Depuis les événements du 9/11, la Chine essaie de faire valoir l’oppression croissante de la minorité musulmane et la répression des poussées séparatistes comme autant d’efforts de lutte contre le terrorisme islamiste international. En 2009 il y a eu des protestations contre l’oppression croissante. Au moins 197 personnes ont perdu la vie suite à l’intervention violente des forces de sécurité chinoises, des centaines furent blessées. Il y a eu par la suite plusieurs attentats spectaculaires revendiqués par une organisation islamique ouïghoure séparatiste.

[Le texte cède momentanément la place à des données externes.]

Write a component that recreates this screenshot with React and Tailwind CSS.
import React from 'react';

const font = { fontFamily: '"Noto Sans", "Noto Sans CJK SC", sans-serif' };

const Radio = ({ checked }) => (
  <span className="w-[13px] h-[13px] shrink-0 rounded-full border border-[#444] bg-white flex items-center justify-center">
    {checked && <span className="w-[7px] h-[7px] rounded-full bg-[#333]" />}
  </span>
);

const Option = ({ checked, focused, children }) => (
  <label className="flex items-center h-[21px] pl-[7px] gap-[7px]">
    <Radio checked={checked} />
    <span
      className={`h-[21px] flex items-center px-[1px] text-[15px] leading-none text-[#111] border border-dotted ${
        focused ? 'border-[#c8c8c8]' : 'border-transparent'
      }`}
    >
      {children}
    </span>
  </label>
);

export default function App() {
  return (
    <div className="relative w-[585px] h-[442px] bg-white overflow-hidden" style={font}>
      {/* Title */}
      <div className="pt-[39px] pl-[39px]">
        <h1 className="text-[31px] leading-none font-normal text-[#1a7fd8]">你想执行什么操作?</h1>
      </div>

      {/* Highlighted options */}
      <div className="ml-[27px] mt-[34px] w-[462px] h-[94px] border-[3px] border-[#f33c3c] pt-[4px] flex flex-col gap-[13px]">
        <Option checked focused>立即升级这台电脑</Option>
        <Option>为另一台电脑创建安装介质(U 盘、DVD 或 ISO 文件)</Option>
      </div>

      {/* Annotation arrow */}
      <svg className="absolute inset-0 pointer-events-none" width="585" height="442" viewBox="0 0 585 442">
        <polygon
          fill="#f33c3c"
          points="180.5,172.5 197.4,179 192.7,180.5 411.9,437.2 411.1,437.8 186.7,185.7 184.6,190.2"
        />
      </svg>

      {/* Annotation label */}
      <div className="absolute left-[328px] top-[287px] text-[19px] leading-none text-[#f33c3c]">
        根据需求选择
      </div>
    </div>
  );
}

En mai 2014, le gouvernement chinois lance la « campagne coup de poing contre le terrorisme violent ». En 2016, Chen Quanguo est nommé secrétaire du Comité du Parti communiste chinois pour le Xinjiang, homme tristement célèbre pour ses actions brutales à l’encontre de la population tibétaine lors de son mandat précédent au Tibet. À partir de ce moment, la répression des Ouïghours devient totale: surveillance permanente et sans faille des Ouïghours dans tous les domaines de leur vie à l’aide des technologies de surveillance les plus évoluées, interdiction des pratiques culturelles et religieuses exercées en public autant qu’en privé, interdiction des rassemblements, détention arbitraire dans des camps d’internement de masse sanctionnant toute transgression aussi minime fût-elle, mauvais traitements et torture à l’intérieur des camps, travail forcé en-dehors des camps, stérilisations forcées, avortements forcés. La liste des violations flagrantes des droits humains est longue.

Dans sa lettre à Xi Jinping, l’ACAT appelle à la libération immédiate d’Ilham Tohti, professeur d’économie et défenseur des droits humains, qui jusqu’à son arrestation n’a cessé de s’engager pour le dialogue et l’entente entre les Ouïghours et les autres communautés ethniques en Chine.

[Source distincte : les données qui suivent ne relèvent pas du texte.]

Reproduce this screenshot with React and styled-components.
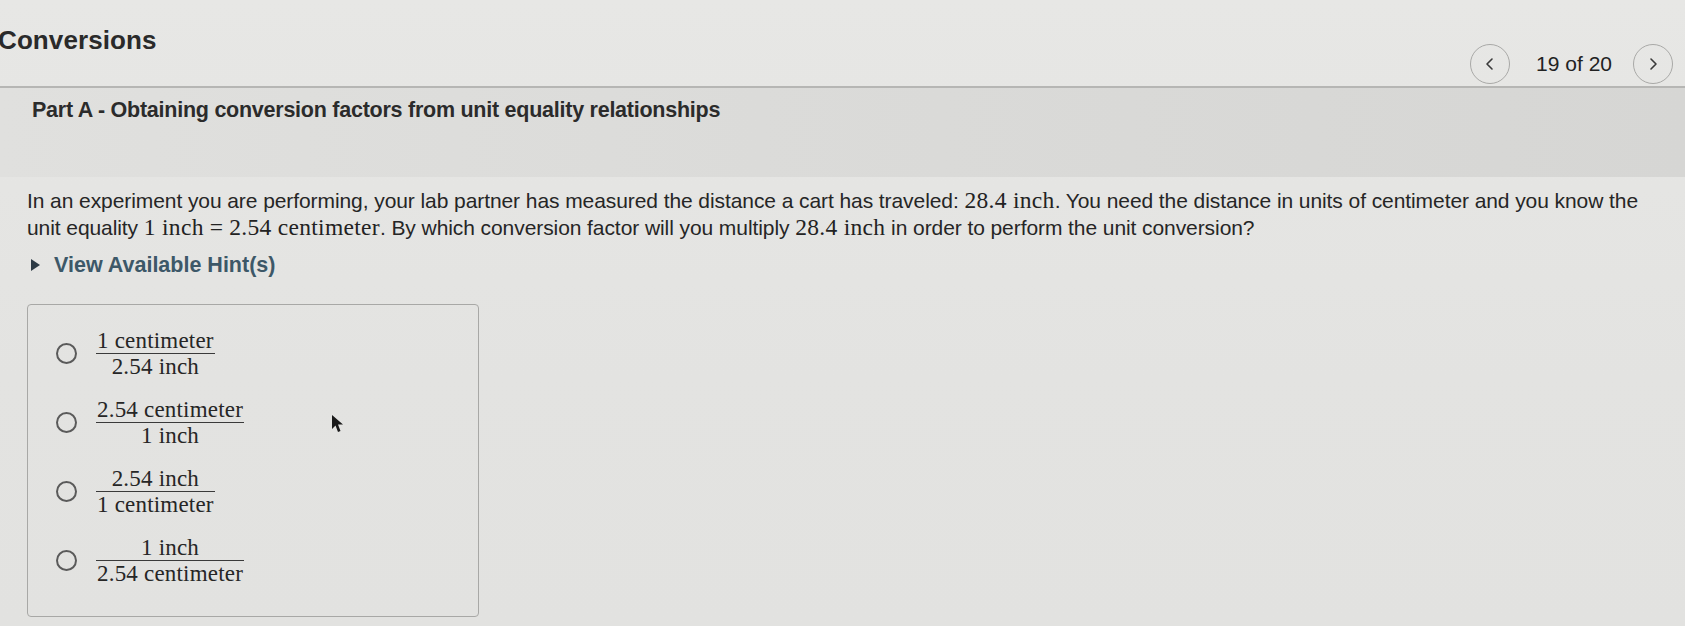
import styled, { createGlobalStyle } from 'styled-components'

const GlobalStyle = createGlobalStyle`
  html, body {
    margin: 0;
    padding: 0;
    background: #e4e4e2;
  }
  body {
    font-family: "Liberation Sans", Arial, sans-serif;
    color: #262626;
  }
`

const Page = styled.div`
  width: 1685px;
  height: 626px;
  overflow: hidden;
  background: linear-gradient(180deg, #e7e7e5 0%, #e3e3e1 60%, #e2e2e0 100%);
`

const TopBar = styled.header`
  display: flex;
  justify-content: space-between;
  align-items: flex-start;
  height: 86px;
  border-bottom: 2px solid #b6b6b4;
`

const Title = styled.h1`
  margin: 22px 0 0 -2px;
  font-size: 26px;
  line-height: 36px;
  font-weight: 700;
  color: #2a2a2a;
  letter-spacing: 0.1px;
`

const Pager = styled.nav`
  display: flex;
  align-items: center;
  margin: 44px 12px 0 0;
`

const PagerButton = styled.button`
  width: 40px;
  height: 40px;
  border-radius: 50%;
  border: 1.5px solid #a9a9a7;
  background: transparent;
  display: flex;
  align-items: center;
  justify-content: center;
  padding: 0;
  color: #3a3a3a;
`

const PagerLabel = styled.span`
  font-size: 21px;
  color: #222;
  margin: 0 21px 0 26px;
`

const PartBand = styled.div`
  height: 89px;
  background: linear-gradient(90deg, #e0e0de 0%, #dbdbd9 45%, #d6d6d4 100%);
  padding: 9px 0 0 32px;
  box-sizing: border-box;
`

const PartTitle = styled.h2`
  margin: 0;
  font-size: 21.5px;
  line-height: 26px;
  font-weight: 700;
  color: #2b2b2b;
  letter-spacing: -0.25px;
`

const Body = styled.section`
  padding: 10px 0 0 27px;
`

const Question = styled.p`
  margin: 0;
  font-size: 21px;
  line-height: 26px;
  color: #262626;
  white-space: nowrap;
  letter-spacing: -0.08px;
`

const Math = styled.span`
  font-family: "Liberation Serif", "DejaVu Serif", serif;
  font-size: 23.5px;
  letter-spacing: 0.3px;
  color: #222;
`

const Relation = styled.span`
  margin: 0 6px;
`

const HintToggle = styled.div`
  display: flex;
  align-items: center;
  gap: 14px;
  margin: 11px 0 0 4px;
  font-size: 21.5px;
  line-height: 26px;
  font-weight: 700;
  color: #3d5868;
`

const Triangle = styled.span`
  width: 0;
  height: 0;
  border-top: 6px solid transparent;
  border-bottom: 6px solid transparent;
  border-left: 9px solid #2c3a44;
`

const AnswerBox = styled.div`
  position: relative;
  width: 452px;
  height: 313px;
  margin-top: 26px;
  box-sizing: border-box;
  border: 1.5px solid #a8a8a6;
  border-radius: 4px;
  padding: 22px 0 0 28px;
  display: flex;
  flex-direction: column;
  gap: 17px;
`

const Option = styled.label`
  display: flex;
  align-items: center;
  gap: 19px;
  height: 52px;
`

const Radio = styled.span`
  width: 17px;
  height: 17px;
  border-radius: 50%;
  border: 2px solid #5a5a5a;
  flex-shrink: 0;
`

const Fraction = styled.span`
  display: inline-flex;
  flex-direction: column;
  align-items: center;
  font-family: "Liberation Serif", "DejaVu Serif", serif;
  font-size: 23px;
  line-height: 23px;
  color: #262626;
  letter-spacing: 0.2px;
`

const Numerator = styled.span`
  padding: 0 1px 1px;
  border-bottom: 1.8px solid #3a3a3a;
  align-self: stretch;
  text-align: center;
`

const Denominator = styled.span`
  padding: 1px 1px 0;
`

const Pointer = styled.svg`
  position: absolute;
  left: 303px;
  top: 109px;
`

const options = [
  ['1 centimeter', '2.54 inch'],
  ['2.54 centimeter', '1 inch'],
  ['2.54 inch', '1 centimeter'],
  ['1 inch', '2.54 centimeter'],
]

const Chevron = ({ dir }) => (
  <svg width="14" height="14" viewBox="0 0 14 14">
    <path
      d={dir === 'left' ? 'M9 2 L4 7 L9 12' : 'M5 2 L10 7 L5 12'}
      fill="none"
      stroke="currentColor"
      strokeWidth="1.6"
      strokeLinecap="round"
      strokeLinejoin="round"
    />
  </svg>
)

export default function App() {
  return (
    <Page>
      <GlobalStyle />
      <TopBar>
        <Title>Conversions</Title>
        <Pager>
          <PagerButton aria-label="previous">
            <Chevron dir="left" />
          </PagerButton>
          <PagerLabel>19 of 20</PagerLabel>
          <PagerButton aria-label="next">
            <Chevron dir="right" />
          </PagerButton>
        </Pager>
      </TopBar>

      <PartBand>
        <PartTitle>Part A - Obtaining conversion factors from unit equality relationships</PartTitle>
      </PartBand>

      <Body>
        <Question>
          In an experiment you are performing, your lab partner has measured the distance a cart has traveled:{' '}
          <Math>28.4 inch</Math>. You need the distance in units of centimeter and you know the
          <br />
          unit equality{' '}
          <Math>
            1 inch<Relation>=</Relation>2.54 centimeter
          </Math>
          . By which conversion factor will you multiply <Math>28.4 inch</Math> in order to perform the unit
          conversion?
        </Question>

        <HintToggle>
          <Triangle />
          View Available Hint(s)
        </HintToggle>

        <AnswerBox>
          {options.map(([num, den]) => (
            <Option key={num + den}>
              <Radio />
              <Fraction>
                <Numerator>{num}</Numerator>
                <Denominator>{den}</Denominator>
              </Fraction>
            </Option>
          ))}
          <Pointer width="14" height="20" viewBox="0 0 14 20">
            <path d="M1 1 L1 15 L4.5 11.5 L7 18 L9.5 17 L7 10.5 L12 10.5 Z" fill="#1a1a1a" />
          </Pointer>
        </AnswerBox>
      </Body>
    </Page>
  )
}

La deuxième lettre s’adresse à Josep Borrell, Haut représentant de l’Union européenne pour les affaires étrangères et la politique de sécurité; copie de l’appel à Xi Jinping est à joindre pour information. La lettre demande à M. Borrell d’intervenir en faveur de la libération d’Ilam Tohti et de veiller avec fermeté à faire valoir le respect des droits humains dans le cadre de futures négociations avec la Chine.

Traduction de la lettre adressée à Josep Borrell

Monsieur le Haut Représentant / Vice-Président,

Veuillez trouver ci-joint une copie de la lettre que j’ai adressée au Président Xi Jingping de la République populaire de Chine en soutien à M. Ilham Tohti, universitaire ouïghour bien connu, qui est en détention depuis 2014 et qui purge une peine d’emprisonnement à perpétuité pour engagement séparatiste. Dans le cadre d’une campagne lancée par l’ACAT-Luxembourg, je me permets de vous demander d’intensifier l’action de l’UE en faveur d’Ilham Tohti, qui s’est vu décerner le prix des droits de l’homme Vaclav Havel et le prix Sakharov pour la liberté de l’esprit en 2019, et de dénoncer la situation effroyable des droits humains au Xinjiang.

J’ai été consterné d’apprendre à quel point la Chine intensifie sa campagne d’internement massif et d’assimilation politique et culturelle forcée contre les Ouïghours de la région et d’autres groupes ethniques à majorité musulmane. On estime à plus d’un million le nombre de personnes qui se trouvent dans des camps de détention en masse et de travaux forcés, que les autorités chinoises qualifient de «camps de rééducation et de formation professionnelle». L’U.E. doit prendre toutes les formes d’action possibles pour faire en sorte que les autorités chinoises cessent de pratiquer cette politique de violations systématiques des droits humains. Comme vous l’avez répété à maintes reprises, le respect des droits de l’homme et de l’Etat de droit constitue le fondement de la politique de coopération internationale de l’Union européenne. L’amélioration des relations commerciales avec la Chine ne doit pas se faire au détriment des droits fondamentaux des personnes. Je suis gravement préoccupé par la perspective de voir ces considérations reléguées au second plan par la volonté actuelle de faire aboutir l’Accord global UE-Chine sur l’investissement.

Je vous exhorte donc :

–    à appeler les autorités chinoises à libérer immédiatement et sans condition Ilham Tohti et tous les autres militants des droits de l’homme détenus uniquement pour avoir exercé pacifiquement leur liberté d’expression, et à fermer les camps de rééducation,

–    à insister pour que le Haut-Commissaire des Nations unies aux droits de l’homme soit autorisé à se rendre au Xinjiang et, en particulier, à accéder sans entrave à tous les camps de détention de la région,

–    à interdire les produits fabriqués dans les camps de rééducation chinois sur les marchés de l’U.E.,

  • à exercer une pression constante sur les autorités chinoises au plus haut niveau pour qu’elles honorent leur engagement récent à « déployer des efforts continus et soutenus » en vue de la ratification de toutes les conventions fondamentales de l’OIT sur le travail forcé,
  • à donner suite, de toute urgence, aux autres demandes formulées dans les résolutions du Parlement européen du 19 décembre 2019 et du 17 décembre 2020 sur la situation des Ouïghours dans la Région autonome de Xinjiang.

Je vous prie d’agréer, Monsieur le Haut Représentant / Vice-Président, l’assurance de ma haute considération.